— start of Data for processing —

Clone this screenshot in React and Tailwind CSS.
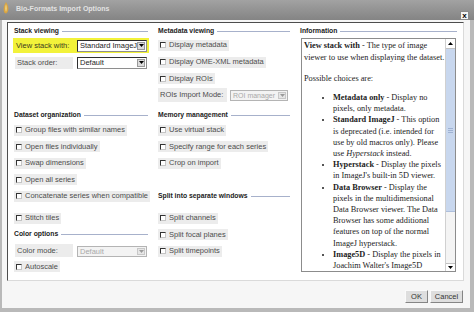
import React from 'react'

const Heading = ({ children, className = '' }) => (
  <div className={`flex items-center gap-[3px] h-[10px] ${className}`}>
    <span className="text-[6.8px] font-bold text-[#222] whitespace-nowrap leading-none">{children}</span>
    <span className="flex-1 h-px bg-[#a7b1cb]" />
  </div>
)

const Check = ({ label, className = '' }) => (
  <div className={`flex items-center self-start h-[11px] bg-[#ececec] pl-[2px] pr-[2px] gap-[3px] ${className}`}>
    <span className="w-[6px] h-[6px] bg-white border border-t-[#333] border-l-[#333] border-r-[#c4c4c4] border-b-[#c4c4c4]" />
    <span className="text-[7.5px] text-[#4d4d4d] leading-none whitespace-nowrap">{label}</span>
  </div>
)

const Select = ({ value, disabled, className = '', textSize = 'text-[7.5px]' }) => (
  <div
    className={`flex items-stretch border ${
      disabled
        ? 'border-[#b4b4b4] bg-[#f3f3f3]'
        : 'border-t-[#2e2e2e] border-l-[#2e2e2e] border-r-[#8e8e8e] border-b-[#8e8e8e] bg-white'
    } ${className}`}
  >
    <span className={`flex-1 flex items-center pl-[2px] ${textSize} leading-none whitespace-nowrap overflow-hidden ${disabled ? 'text-[#a9a9a9]' : 'text-[#1e1e1e]'}`}>
      {value}
    </span>
    <span
      className={`w-[8px] my-[1px] mr-[1px] flex items-center justify-center border ${
        disabled ? 'border-[#c8c8c8] bg-[#e6e6e6]' : 'border-[#9a9a9a] bg-[#dcdcdc]'
      }`}
    >
      <svg width="5" height="3" viewBox="0 0 5 3">
        <path d="M0 0h5L2.5 3z" fill={disabled ? '#9a9a9a' : '#000'} />
      </svg>
    </span>
  </div>
)

const Label = ({ children, className = '' }) => (
  <div className={`flex items-center bg-[#ececec] pl-[2px] text-[7.5px] text-[#4d4d4d] leading-none whitespace-nowrap ${className}`}>
    {children}
  </div>
)

const Button = ({ children, className = '' }) => (
  <button className={`h-[13px] flex items-center justify-center bg-[#dedede] border border-t-[#fafafa] border-l-[#fafafa] border-r-[#858585] border-b-[#858585] text-[7.5px] leading-none text-[#333] ${className}`}>
    {children}
  </button>
)

export default function App() {
  return (
    <div className="w-[474px] h-[312px] flex flex-col overflow-hidden bg-[#a9a9a9] font-['Liberation_Sans',Arial,sans-serif]">
      {/* title bar */}
      <div className="h-[20px] flex items-start bg-gradient-to-b from-[#a2a2a2] to-[#848484] pl-[3px] pr-[5px]">
        <svg width="6" height="13" viewBox="0 0 6 13" className="mt-[2px]">
          <path d="M3 0C5 3 6 6 5 9 4 12 2 12 1 10 0 7 1 3 3 0z" fill="#d9a441" />
          <path d="M3 2C4 5 4 8 3 10 2 8 2 5 3 2z" fill="#f3d98a" />
        </svg>
        <span className="ml-[7px] mt-[5px] text-[7px] font-bold text-[#e2e2e2] leading-none">Bio-Formats Import Options</span>
        <span className="ml-auto self-end w-[9px] h-[9px] bg-[#f4f4f4] border border-[#8a8a8a] flex items-center justify-center text-[8px] font-bold leading-none text-black">
          x
        </span>
      </div>

      {/* window body */}
      <div className="flex-1 flex flex-col bg-[#f6f6f6] border-l-2 border-r-4 border-b-4 border-[#b9b9b9] pt-[2px] pl-[5px] pr-[6px]">
        <div className="h-[259px] flex bg-white border border-t-[#4d4d4d] border-l-[#4d4d4d] border-r-[#dadada] border-b-[#dadada] pl-[6px] pr-[4px] gap-[10px]">
          {/* column 1 */}
          <div className="w-[134px] flex flex-col">
            <Heading className="mt-[3.5px]">Stack viewing</Heading>
            <div className="mt-[1.5px] h-[15px] -ml-[1px] w-[136px] flex items-center bg-[#f2f23a] pl-[3px] pr-[2px]">
              <span className="text-[7.5px] text-[#3a3a20] leading-none whitespace-nowrap">View stack with:</span>
              <Select value="Standard ImageJ" className="ml-auto w-[70px] h-[12px]" />
            </div>
            <div className="mt-[3.5px] h-[12px] flex gap-[4px]">
              <Label className="w-[58px] ml-[1px]">Stack order:</Label>
              <Select value="Default" className="w-[70px]" />
            </div>

            <Heading className="mt-[42px]">Dataset organization</Heading>
            <Check label="Group files with similar names" className="mt-[4px]" />
            <Check label="Open files individually" className="mt-[5.5px]" />
            <Check label="Swap dimensions" className="mt-[5.5px]" />
            <Check label="Open all series" className="mt-[5.5px]" />
            <Check label="Concatenate series when compatible" className="mt-[5.5px]" />
            <Check label="Stitch tiles" className="mt-[11px]" />

            <Heading className="mt-[6px]">Color options</Heading>
            <div className="mt-[4.5px] h-[13px] flex gap-[4px]">
              <Label className="w-[58px] ml-[1px]">Color mode:</Label>
              <Select value="Default" disabled className="w-[70px] mt-[2px]" />
            </div>
            <Check label="Autoscale" className="mt-[4px]" />
          </div>

          {/* column 2 */}
          <div className="w-[132px] flex flex-col">
            <Heading className="mt-[3.5px]">Metadata viewing</Heading>
            <Check label="Display metadata" className="mt-[3px]" />
            <Check label="Display OME-XML metadata" className="mt-[6px]" />
            <Check label="Display ROIs" className="mt-[5.5px]" />
            <div className="mt-[4px] h-[14px] flex items-center gap-[3px]">
              <Label className="w-[69px] h-full">ROIs Import Mode:</Label>
              <Select value="ROI manager" disabled textSize="text-[7px]" className="w-[58px] h-[11px]" />
            </div>

            <Heading className="mt-[8.5px]">Memory management</Heading>
            <Check label="Use virtual stack" className="mt-[4px]" />
            <Check label="Specify range for each series" className="mt-[5.5px]" />
            <Check label="Crop on import" className="mt-[5.5px]" />

            <Heading className="mt-[22.5px]">Split into separate windows</Heading>
            <Check label="Split channels" className="mt-[11.5px]" />
            <Check label="Split focal planes" className="mt-[5.5px]" />
            <Check label="Split timepoints" className="mt-[5.5px]" />
          </div>

          {/* column 3 */}
          <div className="w-[159px] flex flex-col">
            <Heading className="mt-[3.5px] pr-[2px]">Information</Heading>
            <div className="mt-[1.5px] mb-[8px] ml-[1px] mr-[3px] flex-1 flex border border-[#8c8c8c] bg-white overflow-hidden">
              <div className="flex-1 overflow-hidden pl-[2px] pt-[1.4px] font-['Liberation_Serif','Times_New_Roman',serif] text-[8.3px] leading-[11.2px] text-[#1c1c1c] whitespace-nowrap">
                <p>
                  <b>View stack with</b> - The type of image
                  <br />
                  viewer to use when displaying the dataset.
                </p>
                <p className="mt-[10.6px]">Possible choices are:</p>
                <ul className="mt-[7.3px] list-disc pl-[29px]">
                  <li>
                    <b>Metadata only</b> - Display no
                    <br />
                    pixels, only metadata.
                  </li>
                  <li>
                    <b>Standard ImageJ</b> - This option
                    <br />
                    is deprecated (i.e. intended for
                    <br />
                    use by old macros only). Please
                    <br />
                    use <i>Hyperstack</i> instead.
                  </li>
                  <li>
                    <b>Hyperstack</b> - Display the pixels
                    <br />
                    in ImageJ's built-in 5D viewer.
                  </li>
                  <li>
                    <b>Data Browser</b> - Display the
                    <br />
                    pixels in the multidimensional
                    <br />
                    Data Browser viewer. The Data
                    <br />
                    Browser has some additional
                    <br />
                    features on top of the normal
                    <br />
                    ImageJ hyperstack.
                  </li>
                  <li>
                    <b>Image5D</b> - Display the pixels in
                    <br />
                    Joachim Walter's Image5D
                  </li>
                </ul>
              </div>
              {/* scrollbar */}
              <div className="w-[10px] flex flex-col bg-[#f4f4f4] border-l border-[#d0d0d0]">
                <div className="h-[10px] flex items-center justify-center bg-white border-b border-[#c2c2c2]">
                  <svg width="5" height="3" viewBox="0 0 5 3">
                    <path d="M0 3h5L2.5 0z" fill="#000" />
                  </svg>
                </div>
                <div className="h-[163px] flex flex-col items-center justify-center gap-[1px] bg-[#c8d7ee] border-b border-[#aebfdc]">
                  <span className="w-[5px] h-px bg-[#9fb2d3]" />
                  <span className="w-[5px] h-px bg-[#9fb2d3]" />
                  <span className="w-[5px] h-px bg-[#9fb2d3]" />
                </div>
                <div className="flex-1" />
                <div className="h-[8px] flex items-center justify-center bg-white border-t border-[#c2c2c2]">
                  <svg width="5" height="3" viewBox="0 0 5 3">
                    <path d="M0 0h5L2.5 3z" fill="#000" />
                  </svg>
                </div>
              </div>
            </div>
          </div>
        </div>

        {/* buttons */}
        <div className="mt-[9px] mr-[1px] flex justify-end gap-[2px]">
          <Button className="w-[23px]">OK</Button>
          <Button className="w-[33px]">Cancel</Button>
        </div>
      </div>
    </div>
  )
}
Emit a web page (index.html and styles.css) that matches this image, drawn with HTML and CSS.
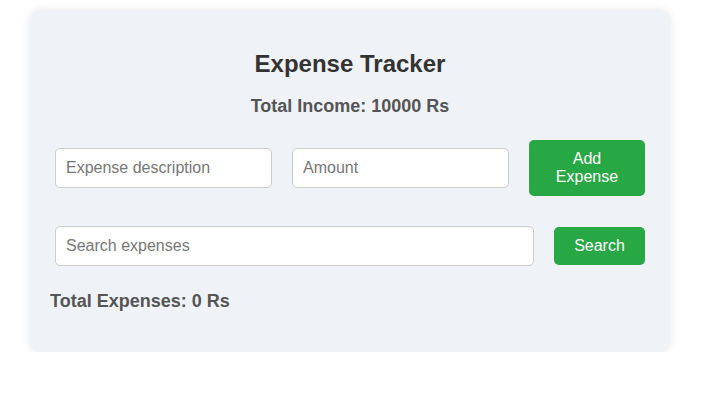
FILE: index.html
```html
<!DOCTYPE html>
<html>
<head>
<meta charset="utf-8">
<link rel="stylesheet" href="styles.css">
</head>
<body>
<div class="container">
  <h2 class="title">Expense Tracker</h2>
  <h3 class="income">Total Income: 10000 Rs</h3>
  <div class="row">
    <input class="field" type="text" placeholder="Expense description">
    <input class="field" type="text" placeholder="Amount">
    <button class="btn btn-add">Add Expense</button>
  </div>
  <div class="row">
    <input class="field" type="text" placeholder="Search expenses">
    <button class="btn btn-search">Search</button>
  </div>
  <h3 class="total">Total Expenses: 0 Rs</h3>
</div>
</body>
</html>
```
FILE: styles.css
```css
html, body {
  margin: 0;
  padding: 0;
  background: #ffffff;
  font-family: "Liberation Sans", Arial, sans-serif;
}
.container {
  width: 600px;
  margin: 10px 0 0 30px;
  padding: 20px;
  background: #eff2f7;
  border-radius: 10px;
  box-shadow: 0 0 10px rgba(0, 0, 0, 0.1);
}
.title {
  font-size: 24px;
  margin: 20px 0 18px;
  text-align: center;
  color: #333333;
}
.income {
  font-size: 18px;
  margin: 0 0 18px;
  text-align: center;
  color: #555555;
}
.row {
  display: flex;
  align-items: center;
  gap: 10px;
  margin-bottom: 20px;
}
.field {
  flex: 1;
  min-width: 0;
  margin: 5px;
  padding: 10px;
  font-size: 16px;
  font-family: "Liberation Sans", Arial, sans-serif;
  border: 1px solid #cccccc;
  border-radius: 5px;
  background: #ffffff;
  color: #333;
  box-sizing: border-box;
  height: 40px;
}
.field::placeholder {
  color: #777777;
}
.btn {
  margin: 5px;
  padding: 10px 20px;
  font-size: 16px;
  font-family: "Liberation Sans", Arial, sans-serif;
  background: #28a745;
  color: #ffffff;
  border: none;
  border-radius: 5px;
  line-height: 18px;
}
.btn-add {
  width: 116px;
  flex: none;
}
.btn-search {
  width: 91px;
  flex: none;
}
.total {
  font-size: 18px;
  margin: 19px 0 20px;
  color: #555555;
}
```
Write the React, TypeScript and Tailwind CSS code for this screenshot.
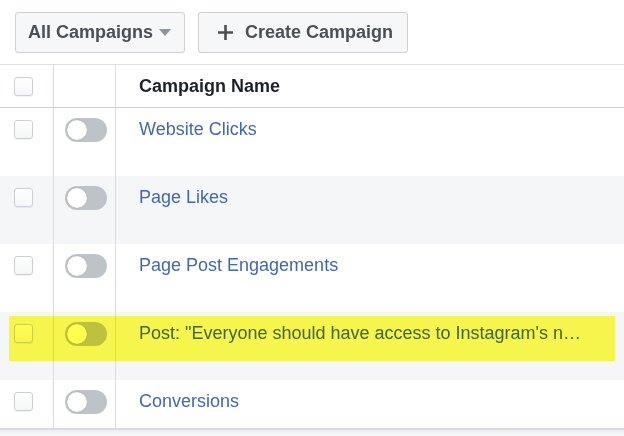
import React from "react";

const rows = [
  { name: "Website Clicks", shaded: false },
  { name: "Page Likes", shaded: true },
  { name: "Page Post Engagements", shaded: false },
  { name: "Post: \"Everyone should have access to Instagram's n…", shaded: true },
  { name: "Conversions", shaded: false },
];

function Checkbox() {
  return (
    <span className="block w-[19px] h-[19px] rounded-[3px] border border-[#ccd0d5] bg-gradient-to-b from-white to-[#f5f6f7] shadow-[0_1px_1px_rgba(0,0,0,0.06)]" />
  );
}

function Toggle() {
  return (
    <span className="flex items-center w-[42px] h-[24px] rounded-full bg-[#bec2c9] p-[2px]">
      <span className="block w-[20px] h-[20px] rounded-full bg-white shadow-[0_0_1px_rgba(0,0,0,0.3)]" />
    </span>
  );
}

export default function App() {
  return (
    <div className="relative w-[624px] h-[436px] overflow-hidden bg-white font-['Liberation_Sans',Arial,sans-serif] text-[18px]">
      {/* Toolbar */}
      <div className="flex gap-[13px] h-[64px] pl-[15px] pt-[12px]">
        <button className="flex items-center gap-[6px] w-[170px] h-[41px] pl-[12px] rounded-[3px] border border-[#ced0d4] bg-[#f6f7f9] font-bold text-[#4b4f56]">
          All Campaigns
          <svg width="12" height="7" viewBox="0 0 12 7">
            <path d="M0 0h12L6 7z" fill="#8d949e" />
          </svg>
        </button>
        <button className="flex items-center gap-[12px] w-[210px] h-[41px] pl-[19px] rounded-[3px] border border-[#ced0d4] bg-[#f6f7f9] font-bold text-[#4b4f56]">
          <svg width="15" height="15" viewBox="0 0 15 15">
            <path d="M7.5 0v15M0 7.5h15" stroke="#4b4f56" strokeWidth="2.6" />
          </svg>
          Create Campaign
        </button>
      </div>

      {/* Table */}
      <div className="border-t border-[#dddfe2]">
        <div className="flex h-[43px] border-b border-[#cfd2d6] shadow-[0_1px_1px_rgba(0,0,0,0.08)]">
          <div className="flex items-center w-[54px] pl-[14px] border-r border-[#dadde1]">
            <Checkbox />
          </div>
          <div className="w-[62px] border-r border-[#dadde1]" />
          <div className="flex items-center pl-[23px] font-bold text-[#1d2129]">Campaign Name</div>
        </div>

        <div className="h-[320px] overflow-hidden">
          {rows.map((row) => (
            <div key={row.name} className={`flex h-[68px] ${row.shaded ? "bg-[#f5f6f8]" : "bg-white"}`}>
              <div className="flex items-start w-[54px] pl-[14px] pt-[12px] border-r border-[#dadde1]">
                <Checkbox />
              </div>
              <div className="flex items-start w-[62px] pl-[11px] pt-[10px] border-r border-[#dadde1]">
                <Toggle />
              </div>
              <div className="flex items-start pl-[23px] pt-[8px] text-[#4267b2] whitespace-nowrap">{row.name}</div>
            </div>
          ))}
        </div>
      </div>

      {/* Bottom edge */}
      <div className="h-[8px] border-t-2 border-[#d9dbe0] bg-gradient-to-b from-[#eceef1] to-[#f7f8f9]" />

      {/* Highlighter mark */}
      <div className="absolute left-[9px] top-[316px] w-[606px] h-[45px] bg-[#fffe4e] mix-blend-multiply" />
    </div>
  );
}
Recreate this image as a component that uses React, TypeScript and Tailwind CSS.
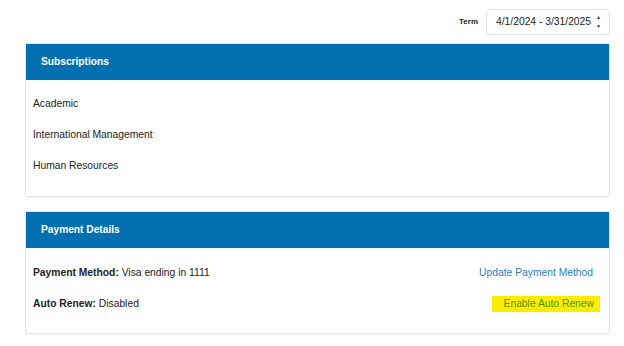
import React from "react";

const subscriptions = ["Academic", "International Management", "Human Resources"];

function Card({ title, bodyPad, children }: { title: string; bodyPad: string; children: React.ReactNode }) {
  return (
    <div className="rounded-[3px] border border-[#e6e6e6] bg-white shadow-[0_1px_2px_rgba(0,0,0,0.04)]">
      <div className="flex h-[36px] items-center bg-[#0270b0] px-[15px] text-[10.2px] font-bold text-white">
        {title}
      </div>
      <div className={`px-[7px] text-[10.3px] text-[#222] ${bodyPad}`}>{children}</div>
    </div>
  );
}

export default function App() {
  return (
    <div className="h-[346px] w-[624px] bg-white font-['Liberation_Sans',Arial,sans-serif]">
      <div className="ml-[25px] w-[585px] pt-[9px]">
        <div className="flex items-center justify-end">
          <span className="mr-[8px] text-[8px] font-bold text-[#222]">Term</span>
          <div className="flex h-[26px] w-[124px] items-center justify-between whitespace-nowrap rounded-[3px] border border-[#e3e3e3] pl-[9px] pr-[8px] text-[10.3px] text-[#222]">
            <span>4/1/2024 - 3/31/2025</span>
            <span className="flex flex-col items-center gap-[4px] text-[5px] leading-[5px] text-[#333]">
              <span>▲</span>
              <span>▼</span>
            </span>
          </div>
        </div>

        <div className="mt-[8px]">
          <Card title="Subscriptions" bodyPad="pt-[8px] pb-[15px]">
            {subscriptions.map((s) => (
              <div key={s} className="flex h-[31px] items-center">
                {s}
              </div>
            ))}
          </Card>
        </div>

        <div className="mt-[14px]">
          <Card title="Payment Details" bodyPad="pt-[9px] pb-[14px]">
            <div className="flex h-[31px] items-center justify-between pr-[9px]">
              <div>
                <span className="font-bold">Payment Method:</span> Visa ending in 1111
              </div>
              <a className="text-[#2f7ec0]">Update Payment Method</a>
            </div>
            <div className="flex h-[31px] items-center justify-between pr-[2px]">
              <div>
                <span className="font-bold">Auto Renew:</span> Disabled
              </div>
              <a className="flex h-[16px] w-[108px] items-center justify-end whitespace-nowrap bg-[#ffeb00] pr-[6px] text-[#3f9a1c]">
                Enable Auto Renew
              </a>
            </div>
          </Card>
        </div>
      </div>
    </div>
  );
}
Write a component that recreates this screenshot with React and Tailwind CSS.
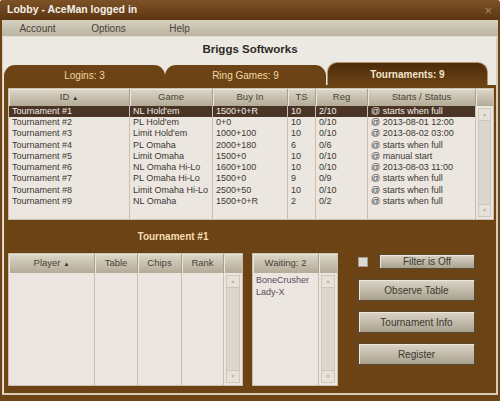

— end of Data for processing —

* What the task asks *
Using the listing above, return all lines where the word "styles" occurs.

* Answer to this exercise *
Emit a web page (index.html and styles.css) that matches this image, drawn with HTML and CSS.
<link rel="stylesheet" href="styles.css">
FILE: styles.css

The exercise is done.